begin Provided material
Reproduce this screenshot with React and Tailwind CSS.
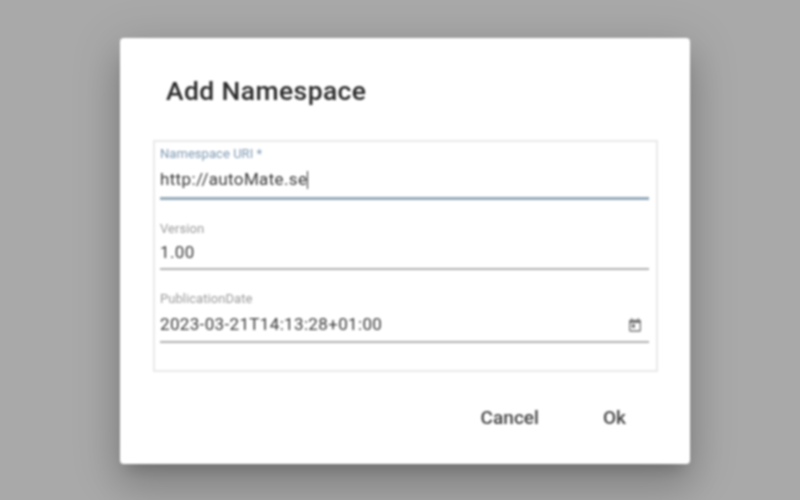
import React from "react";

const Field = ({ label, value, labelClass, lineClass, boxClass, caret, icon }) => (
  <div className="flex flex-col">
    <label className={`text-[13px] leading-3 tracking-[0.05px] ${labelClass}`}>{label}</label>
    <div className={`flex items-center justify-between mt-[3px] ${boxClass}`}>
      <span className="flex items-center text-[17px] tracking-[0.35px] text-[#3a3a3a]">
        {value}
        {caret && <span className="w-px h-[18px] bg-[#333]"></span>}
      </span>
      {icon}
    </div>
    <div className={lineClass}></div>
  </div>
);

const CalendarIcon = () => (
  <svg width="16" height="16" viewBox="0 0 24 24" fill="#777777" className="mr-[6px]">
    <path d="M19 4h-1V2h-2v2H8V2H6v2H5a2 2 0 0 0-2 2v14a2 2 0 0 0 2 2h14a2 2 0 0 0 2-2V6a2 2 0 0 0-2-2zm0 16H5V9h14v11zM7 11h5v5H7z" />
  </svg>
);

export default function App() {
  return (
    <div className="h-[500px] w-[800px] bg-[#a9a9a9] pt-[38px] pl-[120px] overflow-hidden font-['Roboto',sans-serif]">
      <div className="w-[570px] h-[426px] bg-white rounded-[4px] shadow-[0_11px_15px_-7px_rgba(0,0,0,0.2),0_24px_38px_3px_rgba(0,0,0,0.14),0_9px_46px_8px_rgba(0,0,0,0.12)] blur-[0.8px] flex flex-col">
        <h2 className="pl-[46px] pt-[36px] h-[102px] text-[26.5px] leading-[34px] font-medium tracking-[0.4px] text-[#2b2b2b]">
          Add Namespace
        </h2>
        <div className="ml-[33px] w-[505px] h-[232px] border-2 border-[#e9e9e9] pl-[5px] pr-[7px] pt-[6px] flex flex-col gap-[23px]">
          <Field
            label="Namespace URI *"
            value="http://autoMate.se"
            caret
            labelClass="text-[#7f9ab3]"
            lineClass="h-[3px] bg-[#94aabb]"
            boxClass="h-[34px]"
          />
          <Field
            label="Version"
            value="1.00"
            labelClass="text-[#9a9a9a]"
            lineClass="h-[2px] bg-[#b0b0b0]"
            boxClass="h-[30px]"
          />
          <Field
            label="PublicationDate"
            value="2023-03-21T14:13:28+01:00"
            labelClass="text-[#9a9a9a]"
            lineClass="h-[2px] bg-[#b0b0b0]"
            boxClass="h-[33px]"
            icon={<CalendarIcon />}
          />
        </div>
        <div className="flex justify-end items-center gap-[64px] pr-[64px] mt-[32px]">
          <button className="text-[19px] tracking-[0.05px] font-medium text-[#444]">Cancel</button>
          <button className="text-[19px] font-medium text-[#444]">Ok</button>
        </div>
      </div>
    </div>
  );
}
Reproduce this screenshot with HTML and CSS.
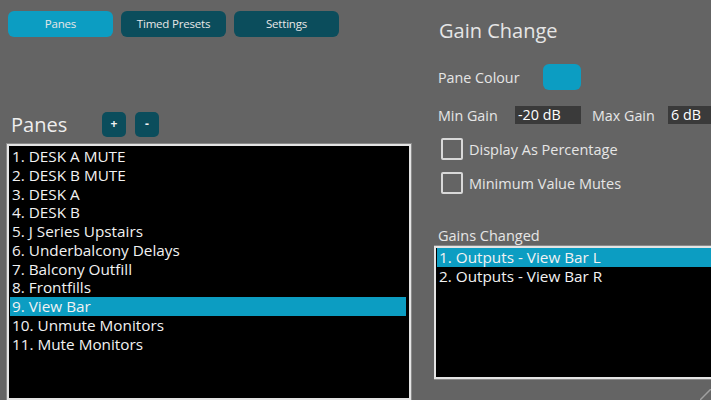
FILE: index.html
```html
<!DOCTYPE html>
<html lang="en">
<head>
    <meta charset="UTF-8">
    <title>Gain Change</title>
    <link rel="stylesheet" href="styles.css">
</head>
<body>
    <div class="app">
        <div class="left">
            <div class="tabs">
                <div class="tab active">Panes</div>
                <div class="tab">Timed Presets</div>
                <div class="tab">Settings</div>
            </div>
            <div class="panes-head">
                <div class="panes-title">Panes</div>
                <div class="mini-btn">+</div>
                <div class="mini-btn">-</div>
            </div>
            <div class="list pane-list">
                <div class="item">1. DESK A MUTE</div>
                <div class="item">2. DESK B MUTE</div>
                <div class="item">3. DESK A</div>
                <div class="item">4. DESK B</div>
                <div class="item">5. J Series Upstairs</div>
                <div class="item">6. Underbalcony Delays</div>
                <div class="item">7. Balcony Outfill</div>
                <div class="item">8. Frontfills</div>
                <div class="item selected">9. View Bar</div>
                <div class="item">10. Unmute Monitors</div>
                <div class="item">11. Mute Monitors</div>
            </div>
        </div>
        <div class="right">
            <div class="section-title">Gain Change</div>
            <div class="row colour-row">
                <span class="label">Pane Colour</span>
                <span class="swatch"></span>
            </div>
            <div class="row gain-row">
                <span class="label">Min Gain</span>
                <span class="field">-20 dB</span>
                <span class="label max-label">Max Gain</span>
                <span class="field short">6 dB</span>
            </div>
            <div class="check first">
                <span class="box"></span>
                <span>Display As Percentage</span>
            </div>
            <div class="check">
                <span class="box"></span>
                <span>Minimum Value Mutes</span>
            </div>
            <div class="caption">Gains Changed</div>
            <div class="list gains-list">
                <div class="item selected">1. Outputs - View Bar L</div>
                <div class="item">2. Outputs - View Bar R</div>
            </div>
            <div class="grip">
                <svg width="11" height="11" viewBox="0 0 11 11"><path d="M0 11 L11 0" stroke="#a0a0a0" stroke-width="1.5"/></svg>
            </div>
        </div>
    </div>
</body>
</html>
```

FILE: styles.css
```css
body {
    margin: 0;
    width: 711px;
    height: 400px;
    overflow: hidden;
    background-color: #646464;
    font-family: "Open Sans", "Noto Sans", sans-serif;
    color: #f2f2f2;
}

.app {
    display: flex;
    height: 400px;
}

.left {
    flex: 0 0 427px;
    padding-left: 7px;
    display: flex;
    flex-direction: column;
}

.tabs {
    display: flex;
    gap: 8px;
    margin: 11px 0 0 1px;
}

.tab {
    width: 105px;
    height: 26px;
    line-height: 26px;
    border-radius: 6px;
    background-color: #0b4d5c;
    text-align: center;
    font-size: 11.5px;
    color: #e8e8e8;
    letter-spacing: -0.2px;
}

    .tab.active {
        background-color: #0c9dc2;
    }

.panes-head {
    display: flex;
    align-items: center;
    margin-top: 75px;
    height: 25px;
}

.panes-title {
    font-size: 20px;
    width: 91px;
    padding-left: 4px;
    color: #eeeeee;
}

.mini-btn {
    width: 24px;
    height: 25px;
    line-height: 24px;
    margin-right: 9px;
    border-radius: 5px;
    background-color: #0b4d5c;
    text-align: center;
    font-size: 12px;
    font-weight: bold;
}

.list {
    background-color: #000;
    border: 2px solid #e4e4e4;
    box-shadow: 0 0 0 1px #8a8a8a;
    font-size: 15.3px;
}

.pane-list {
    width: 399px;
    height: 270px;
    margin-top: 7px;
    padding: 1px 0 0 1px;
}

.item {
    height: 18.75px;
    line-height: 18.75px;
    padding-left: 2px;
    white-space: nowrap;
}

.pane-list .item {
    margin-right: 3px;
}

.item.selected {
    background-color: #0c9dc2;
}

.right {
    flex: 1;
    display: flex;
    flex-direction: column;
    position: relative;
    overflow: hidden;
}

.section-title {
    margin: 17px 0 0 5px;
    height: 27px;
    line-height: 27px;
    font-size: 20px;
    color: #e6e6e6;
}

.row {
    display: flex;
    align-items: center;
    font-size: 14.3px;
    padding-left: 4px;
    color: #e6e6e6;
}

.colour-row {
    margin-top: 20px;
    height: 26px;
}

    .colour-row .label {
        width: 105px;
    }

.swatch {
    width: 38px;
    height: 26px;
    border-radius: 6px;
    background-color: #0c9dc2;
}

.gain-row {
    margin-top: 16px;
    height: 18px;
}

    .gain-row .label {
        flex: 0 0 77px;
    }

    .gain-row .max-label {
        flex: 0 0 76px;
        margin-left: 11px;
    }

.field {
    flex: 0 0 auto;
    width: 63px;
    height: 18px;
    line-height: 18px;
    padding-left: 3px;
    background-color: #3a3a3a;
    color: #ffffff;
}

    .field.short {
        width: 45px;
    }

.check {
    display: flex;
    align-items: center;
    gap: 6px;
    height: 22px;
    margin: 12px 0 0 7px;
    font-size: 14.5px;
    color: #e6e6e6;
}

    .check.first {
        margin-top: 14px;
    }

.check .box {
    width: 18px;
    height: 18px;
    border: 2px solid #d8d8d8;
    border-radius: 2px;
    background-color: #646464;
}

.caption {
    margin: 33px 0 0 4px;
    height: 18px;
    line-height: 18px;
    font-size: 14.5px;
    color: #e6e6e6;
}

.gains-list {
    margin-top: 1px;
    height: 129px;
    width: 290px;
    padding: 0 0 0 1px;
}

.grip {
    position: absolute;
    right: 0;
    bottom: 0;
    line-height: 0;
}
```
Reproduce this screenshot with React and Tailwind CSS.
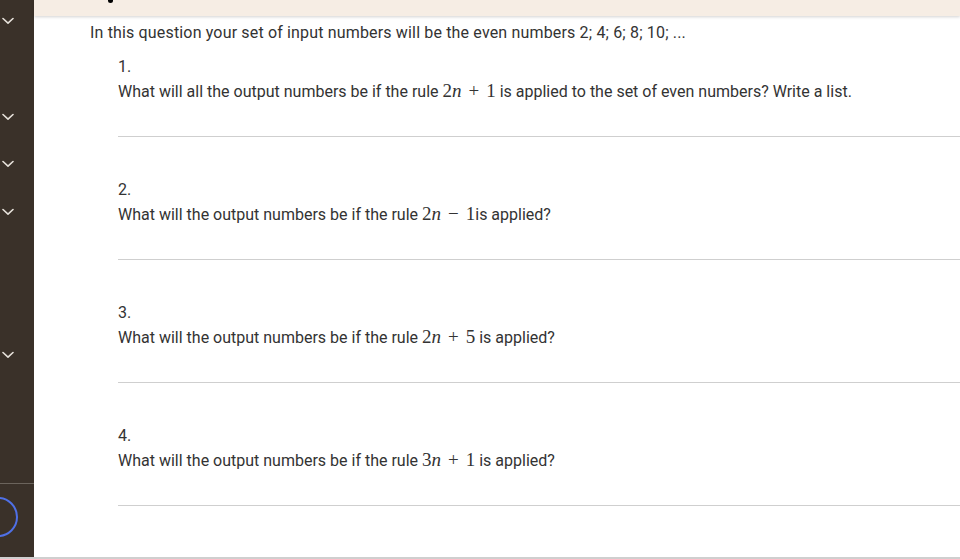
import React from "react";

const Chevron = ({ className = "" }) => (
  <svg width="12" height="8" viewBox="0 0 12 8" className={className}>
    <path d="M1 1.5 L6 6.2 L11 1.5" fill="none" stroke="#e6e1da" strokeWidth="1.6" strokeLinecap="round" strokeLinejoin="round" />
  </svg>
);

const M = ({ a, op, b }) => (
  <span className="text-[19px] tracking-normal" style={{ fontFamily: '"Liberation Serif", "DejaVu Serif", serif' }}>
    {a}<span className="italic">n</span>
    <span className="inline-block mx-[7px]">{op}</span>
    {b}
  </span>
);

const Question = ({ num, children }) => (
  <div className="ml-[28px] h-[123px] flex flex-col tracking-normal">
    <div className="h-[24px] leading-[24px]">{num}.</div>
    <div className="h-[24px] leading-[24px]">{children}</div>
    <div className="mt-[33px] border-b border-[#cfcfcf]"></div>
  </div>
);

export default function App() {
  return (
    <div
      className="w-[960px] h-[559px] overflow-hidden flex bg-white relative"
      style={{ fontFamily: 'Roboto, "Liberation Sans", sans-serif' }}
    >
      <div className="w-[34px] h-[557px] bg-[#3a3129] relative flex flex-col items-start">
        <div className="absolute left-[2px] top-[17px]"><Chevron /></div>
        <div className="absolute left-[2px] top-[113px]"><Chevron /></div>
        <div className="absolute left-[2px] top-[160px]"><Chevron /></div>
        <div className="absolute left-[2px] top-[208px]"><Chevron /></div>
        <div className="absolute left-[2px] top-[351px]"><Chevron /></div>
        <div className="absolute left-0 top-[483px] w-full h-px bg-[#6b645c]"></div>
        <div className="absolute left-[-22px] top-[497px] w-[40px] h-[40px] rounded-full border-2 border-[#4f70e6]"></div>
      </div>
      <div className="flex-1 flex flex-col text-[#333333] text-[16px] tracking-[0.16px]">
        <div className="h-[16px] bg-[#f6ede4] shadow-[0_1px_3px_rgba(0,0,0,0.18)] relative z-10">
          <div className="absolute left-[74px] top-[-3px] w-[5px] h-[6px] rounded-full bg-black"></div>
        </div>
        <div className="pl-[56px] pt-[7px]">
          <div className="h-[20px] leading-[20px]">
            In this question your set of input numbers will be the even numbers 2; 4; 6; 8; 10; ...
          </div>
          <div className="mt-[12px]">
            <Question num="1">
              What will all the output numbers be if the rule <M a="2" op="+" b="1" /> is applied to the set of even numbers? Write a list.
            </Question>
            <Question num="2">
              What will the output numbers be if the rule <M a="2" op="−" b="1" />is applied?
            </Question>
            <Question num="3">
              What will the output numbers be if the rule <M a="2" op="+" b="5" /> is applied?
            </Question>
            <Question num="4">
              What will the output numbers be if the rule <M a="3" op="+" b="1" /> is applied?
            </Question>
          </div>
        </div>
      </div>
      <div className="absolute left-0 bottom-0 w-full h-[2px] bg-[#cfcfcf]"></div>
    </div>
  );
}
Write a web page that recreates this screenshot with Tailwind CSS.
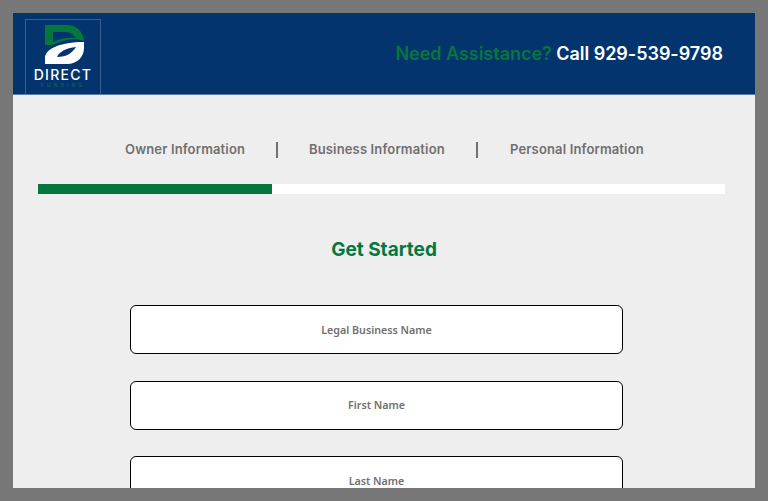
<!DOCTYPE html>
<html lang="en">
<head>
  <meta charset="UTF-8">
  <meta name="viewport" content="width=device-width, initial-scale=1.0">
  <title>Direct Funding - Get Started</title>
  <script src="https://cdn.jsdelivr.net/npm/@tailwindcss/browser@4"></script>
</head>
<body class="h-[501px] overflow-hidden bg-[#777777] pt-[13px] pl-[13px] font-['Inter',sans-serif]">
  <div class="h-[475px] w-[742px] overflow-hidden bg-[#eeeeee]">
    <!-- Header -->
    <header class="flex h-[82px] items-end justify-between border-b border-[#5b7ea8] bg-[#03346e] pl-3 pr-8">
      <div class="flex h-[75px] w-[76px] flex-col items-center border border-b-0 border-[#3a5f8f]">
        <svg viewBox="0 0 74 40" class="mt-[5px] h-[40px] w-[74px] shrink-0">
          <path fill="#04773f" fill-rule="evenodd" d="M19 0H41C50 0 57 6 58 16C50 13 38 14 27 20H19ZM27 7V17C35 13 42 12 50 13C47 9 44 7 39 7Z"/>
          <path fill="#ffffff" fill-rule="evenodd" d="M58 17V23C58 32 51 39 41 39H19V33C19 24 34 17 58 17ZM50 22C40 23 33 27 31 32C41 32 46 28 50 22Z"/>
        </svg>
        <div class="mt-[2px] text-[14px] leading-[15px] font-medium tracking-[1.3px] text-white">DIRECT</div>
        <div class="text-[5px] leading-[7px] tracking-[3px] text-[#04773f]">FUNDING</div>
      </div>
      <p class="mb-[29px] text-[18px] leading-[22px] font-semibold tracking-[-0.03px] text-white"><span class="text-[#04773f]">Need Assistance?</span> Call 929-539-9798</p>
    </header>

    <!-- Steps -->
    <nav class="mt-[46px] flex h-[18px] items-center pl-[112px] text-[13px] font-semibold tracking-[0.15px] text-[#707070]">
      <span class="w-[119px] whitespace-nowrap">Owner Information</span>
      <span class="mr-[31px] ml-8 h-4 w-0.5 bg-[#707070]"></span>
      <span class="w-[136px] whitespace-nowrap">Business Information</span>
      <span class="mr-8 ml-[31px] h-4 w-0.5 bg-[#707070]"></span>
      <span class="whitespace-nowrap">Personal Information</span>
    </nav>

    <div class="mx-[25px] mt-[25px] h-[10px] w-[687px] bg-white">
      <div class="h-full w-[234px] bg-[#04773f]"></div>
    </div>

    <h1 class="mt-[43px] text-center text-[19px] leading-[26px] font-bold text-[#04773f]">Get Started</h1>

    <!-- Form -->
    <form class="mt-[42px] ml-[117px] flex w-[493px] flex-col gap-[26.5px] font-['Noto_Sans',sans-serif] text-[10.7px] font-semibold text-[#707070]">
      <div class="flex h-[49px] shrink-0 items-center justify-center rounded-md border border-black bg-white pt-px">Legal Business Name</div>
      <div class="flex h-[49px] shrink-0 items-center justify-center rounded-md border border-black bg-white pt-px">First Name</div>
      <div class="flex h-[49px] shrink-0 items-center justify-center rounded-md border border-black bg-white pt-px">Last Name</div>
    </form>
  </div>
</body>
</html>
end Provided material
Your goal:
Gather each line from the entries above that includes the word "this".

Solution to the problem:
Reproduce this screenshot with React and Tailwind CSS.
Reproduce this screenshot with HTML and CSS.
Reproduce this screenshot with React and Tailwind CSS.
            In this question your set of input numbers will be the even numbers 2; 4; 6; 8; 10; ...
Write a web page that recreates this screenshot with Tailwind CSS.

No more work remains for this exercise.